§ **What the exercise asks**:
Copy out each line of the material below that holds the string "this".

§ **Given entries**:
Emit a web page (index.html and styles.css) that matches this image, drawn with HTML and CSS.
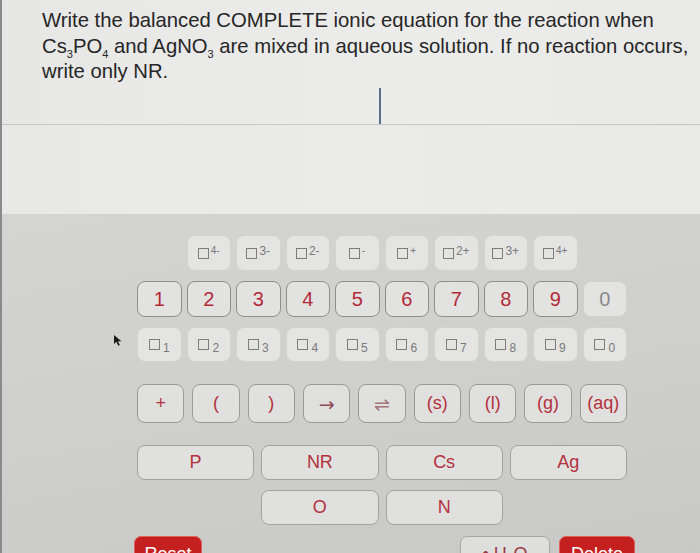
FILE: index.html
```html
<!DOCTYPE html>
<html>
<head>
<meta charset="utf-8">
<link rel="stylesheet" href="styles.css">
</head>
<body>
<div class="screen">
  <div class="question">
    <p class="prompt">Write the balanced COMPLETE ionic equation for the reaction when Cs<sub>3</sub>PO<sub>4</sub> and AgNO<sub>3</sub> are mixed in aqueous solution. If no reaction occurs, write only NR.</p>
    <div class="answer"><span class="caret"></span></div>
  </div>
  <div class="gap-area"></div>
  <div class="keypad">
    <div class="pad">
      <div class="row grid10 charges">
        <div class="key light first"><span class="lbl"><span class="box"></span><sup>4-</sup></span></div>
        <div class="key light"><span class="lbl"><span class="box"></span><sup class="big">3-</sup></span></div>
        <div class="key light"><span class="lbl"><span class="box"></span><sup class="big">2-</sup></span></div>
        <div class="key light"><span class="lbl"><span class="box"></span><sup>-</sup></span></div>
        <div class="key light"><span class="lbl"><span class="box"></span><sup>+</sup></span></div>
        <div class="key light"><span class="lbl"><span class="box"></span><sup class="big">2+</sup></span></div>
        <div class="key light"><span class="lbl"><span class="box"></span><sup class="big">3+</sup></span></div>
        <div class="key light"><span class="lbl"><span class="box"></span><sup>4+</sup></span></div>
      </div>
      <div class="row grid10 digits">
        <div class="key dig">1</div>
        <div class="key dig">2</div>
        <div class="key dig">3</div>
        <div class="key dig">4</div>
        <div class="key dig">5</div>
        <div class="key dig">6</div>
        <div class="key dig">7</div>
        <div class="key dig">8</div>
        <div class="key dig">9</div>
        <div class="key dig off">0</div>
      </div>
      <div class="row grid10 subs">
        <div class="key light"><span class="lbl"><span class="box"></span><sub>1</sub></span></div>
        <div class="key light"><span class="lbl"><span class="box"></span><sub>2</sub></span></div>
        <div class="key light"><span class="lbl"><span class="box"></span><sub>3</sub></span></div>
        <div class="key light"><span class="lbl"><span class="box"></span><sub>4</sub></span></div>
        <div class="key light"><span class="lbl"><span class="box"></span><sub>5</sub></span></div>
        <div class="key light"><span class="lbl"><span class="box"></span><sub>6</sub></span></div>
        <div class="key light"><span class="lbl"><span class="box"></span><sub>7</sub></span></div>
        <div class="key light"><span class="lbl"><span class="box"></span><sub>8</sub></span></div>
        <div class="key light"><span class="lbl"><span class="box"></span><sub>9</sub></span></div>
        <div class="key light"><span class="lbl"><span class="box"></span><sub>0</sub></span></div>
      </div>
      <div class="row grid9 symbols">
        <div class="key sym">+</div>
        <div class="key sym">(</div>
        <div class="key sym">)</div>
        <div class="key sym arrow">→</div>
        <div class="key sym eq">⇌</div>
        <div class="key sym">(s)</div>
        <div class="key sym">(l)</div>
        <div class="key sym">(g)</div>
        <div class="key sym">(aq)</div>
      </div>
      <div class="row grid4 elements">
        <div class="key el">P</div>
        <div class="key el">NR</div>
        <div class="key el">Cs</div>
        <div class="key el">Ag</div>
      </div>
      <div class="row grid4 elements second">
        <div class="key el first2">O</div>
        <div class="key el">N</div>
      </div>
      <div class="row actions">
        <div class="btn red reset">Reset</div>
        <div class="right-actions">
          <div class="btn hydrate"><span>• H<sub>2</sub>O</span></div>
          <div class="btn red delete">Delete</div>
        </div>
      </div>
    </div>
    <svg class="pointer" width="10" height="13" viewBox="0 0 10 13"><path d="M1 1 L1 10 L3.4 7.8 L5.2 11.8 L6.8 11.1 L5 7.2 L8.4 7.2 Z" fill="#1a1a1a"/></svg>
  </div>
</div>
</body>
</html>
```
FILE: styles.css
```css
html, body {
  margin: 0;
  padding: 0;
}
body {
  width: 700px;
  height: 553px;
  overflow: hidden;
  background: #d0d0ce;
  font-family: "Liberation Sans", Arial, sans-serif;
}
.screen {
  border-left: 2px solid #8a8a8a;
  height: 553px;
  box-sizing: border-box;
}
.question {
  background: linear-gradient(90deg, #e7e7e6 0%, #ececeb 60%, #e9e9e8 100%);
  height: 125px;
  box-sizing: border-box;
  padding: 8px 10px 0 40px;
  border-bottom: 1px solid #c6c6c5;
}
.prompt {
  margin: 0;
  font-size: 20.3px;
  line-height: 25.5px;
  color: #262626;
  width: 648px;
}
.prompt sub {
  font-size: 11px;
  vertical-align: -5px;
  line-height: 0;
}
.answer {
  padding-left: 337px;
  margin-top: 3px;
  height: 36px;
}
.caret {
  display: block;
  width: 1.5px;
  height: 36px;
  background: #5c6e88;
}
.gap-area {
  height: 89px;
  background: linear-gradient(90deg, #e8e8e7 0%, #ebebea 50%, #e9e9e8 100%);
}
.keypad {
  height: 339px;
  box-sizing: border-box;
  position: relative;
  overflow: hidden;
  background: linear-gradient(170deg, #d4d4d2 0%, #cfcfcd 50%, #c8c8c6 100%);
  padding-top: 21px;
}
.pad {
  width: 490px;
  margin-left: 135px;
}
.row {
  display: grid;
}
.grid10 {
  grid-template-columns: repeat(10, 1fr);
  column-gap: 5px;
}
.grid9 {
  grid-template-columns: repeat(9, 1fr);
  column-gap: 8px;
}
.grid4 {
  grid-template-columns: repeat(4, 1fr);
  column-gap: 7px;
}
.charges { height: 36px; }
.charges .first { grid-column-start: 2; }
.digits { height: 36px; margin-top: 10px; }
.subs { height: 35px; margin-top: 10px; }
.symbols { height: 39px; margin-top: 22px; }
.elements { height: 35px; margin-top: 22px; }
.elements.second { margin-top: 10px; }
.second .first2 { grid-column-start: 2; }
.key {
  box-sizing: border-box;
  border-radius: 8px;
  display: flex;
  align-items: center;
  justify-content: center;
}
.light {
  background: #e4e4e2;
  border: 1px solid #d2d2d0;
  color: #7a7a7a;
  font-size: 12px;
}
.lbl {
  display: flex;
  height: 11px;
  position: relative;
}
.box {
  display: block;
  width: 11px;
  height: 11px;
  border: 1px solid #7c7c7c;
  box-sizing: border-box;
}
.light sup {
  display: block;
  font-size: 10px;
  line-height: 10px;
  margin-top: -2px;
  margin-left: 2px;
}
.light sup.big {
  font-size: 12px;
  line-height: 12px;
  margin-top: -3px;
}
.light sub {
  display: block;
  font-size: 12px;
  line-height: 12px;
  margin-top: 3px;
  margin-left: 3px;
}
.charges .lbl { margin-top: 1px; }
.subs .lbl { margin-top: 0; }
.dig {
  background: #e2e2e0;
  border: 1.5px solid #8e8e8e;
  color: #b22a38;
  font-size: 20px;
}
.dig.off {
  border-color: #d0d0ce;
  color: #8a8a8a;
  background: #e3e3e1;
}
.sym {
  background: #e0e0de;
  border: 1px solid #9a9a98;
  color: #b3313e;
  font-size: 18px;
}
.sym.arrow {
  font-family: "DejaVu Sans", sans-serif;
  font-size: 19px;
  color: #8c4a52;
}
.sym.eq {
  font-family: "DejaVu Sans", sans-serif;
  font-size: 19px;
  color: #a37478;
}
.el {
  background: #e0e0de;
  border: 1px solid #a2a2a0;
  color: #b3313e;
  font-size: 18px;
}
.actions {
  display: flex;
  justify-content: space-between;
  margin-top: 11px;
  margin-left: -3px;
  margin-right: -8px;
}
.right-actions {
  display: flex;
  gap: 9px;
}
.btn {
  height: 34px;
  box-sizing: border-box;
  border-radius: 7px;
  font-size: 18px;
  line-height: 21px;
  text-align: center;
  padding-top: 7px;
}
.red {
  background: #c3201f;
  color: #ffffff;
  border: 1px solid #e0605a;
}
.reset { width: 68px; }
.delete { width: 76px; }
.hydrate {
  width: 90px;
  background: #dededc;
  border: 1px solid #a8a8a6;
  color: #9a3a44;
}
.hydrate sub {
  font-size: 12px;
  line-height: 0;
}
.pointer {
  position: absolute;
  left: 111px;
  top: 120px;
}
```
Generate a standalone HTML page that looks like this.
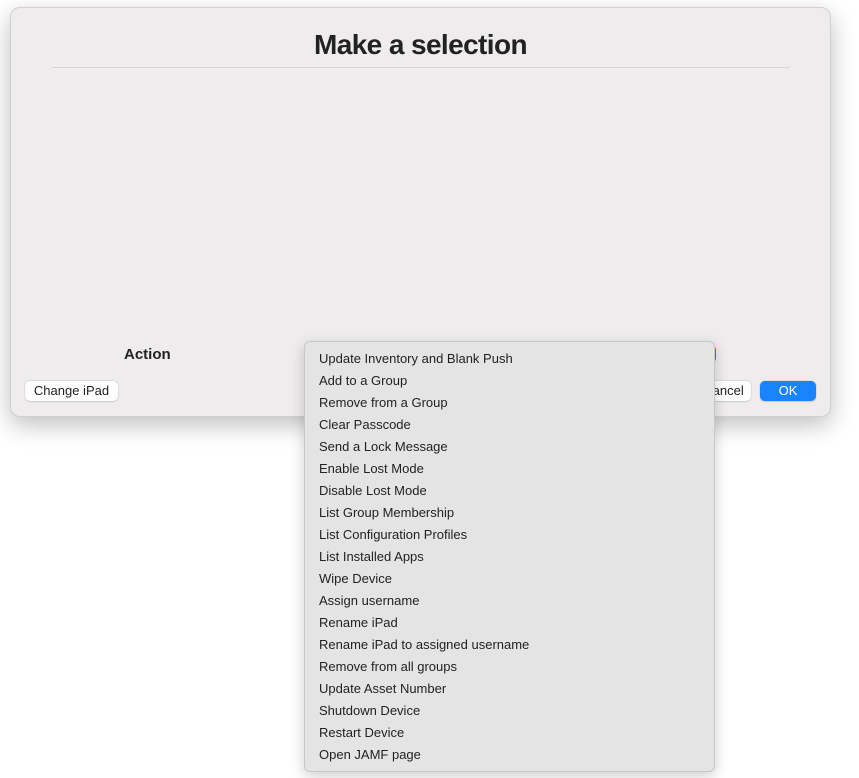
<!DOCTYPE html><html><head><style>
body{margin:0;width:859px;height:778px;background:#fff;position:relative;overflow:hidden;font-family:"Liberation Sans",sans-serif;}
.dlg{position:absolute;left:10px;top:7px;width:819px;height:408px;background:#eeeced;border:1px solid #d0d0d0;border-radius:10px;box-shadow:0 8px 24px rgba(0,0,0,.25);}
.t{position:absolute;left:0;right:0;top:21px;text-align:center;font-size:28px;font-weight:bold;color:#222;letter-spacing:-0.6px}
.hr{position:absolute;left:41px;width:738px;top:59px;height:1px;background:#d4d4d4}
.act{position:absolute;left:113px;top:338px;font-size:15px;font-weight:bold;color:#222}
.btn{position:absolute;background:#fff;border-radius:5px;box-shadow:0 0 0 0.5px #ccc,0 1px 1px rgba(0,0,0,.15);font-size:13px;color:#222;line-height:20px;text-align:center}
.menu{position:absolute;left:304px;top:341px;width:409px;height:429px;background:#e4e4e4;border:1px solid #c8c8c8;border-radius:6px;box-shadow:0 4px 14px rgba(0,0,0,.2);}
.menu div{position:absolute;left:14px;font-size:13px;color:#222;line-height:22px;height:22px}
</style></head><body>
<div class="dlg">
<div class="t">Make a selection</div><div class="hr"></div>
<div class="act">Action</div>
<div class="btn" style="left:14px;top:373px;width:93px">Change iPad</div>
<div class="btn" style="left:670px;top:373px;width:70px;text-align:right">Cancel&nbsp;&nbsp;</div>
<div class="btn" style="left:749px;top:373px;width:56px;background:#1a84ff;color:#fff">OK</div>
<div style="position:absolute;left:697px;top:337px;width:8px;height:18px;background:#1a84ff;border-radius:0 5px 5px 0"></div>
</div>
<div class="menu">
<div style="top:6px">Update Inventory and Blank Push</div>
<div style="top:28px">Add to a Group</div>
<div style="top:50px">Remove from a Group</div>
<div style="top:72px">Clear Passcode</div>
<div style="top:94px">Send a Lock Message</div>
<div style="top:116px">Enable Lost Mode</div>
<div style="top:138px">Disable Lost Mode</div>
<div style="top:160px">List Group Membership</div>
<div style="top:182px">List Configuration Profiles</div>
<div style="top:204px">List Installed Apps</div>
<div style="top:226px">Wipe Device</div>
<div style="top:248px">Assign username</div>
<div style="top:270px">Rename iPad</div>
<div style="top:292px">Rename iPad to assigned username</div>
<div style="top:314px">Remove from all groups</div>
<div style="top:336px">Update Asset Number</div>
<div style="top:358px">Shutdown Device</div>
<div style="top:380px">Restart Device</div>
<div style="top:402px">Open JAMF page</div>
</div>
</body></html>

§ **Final answer**:
Emit a web page (index.html and styles.css) that matches this image, drawn with HTML and CSS.
Generate a standalone HTML page that looks like this.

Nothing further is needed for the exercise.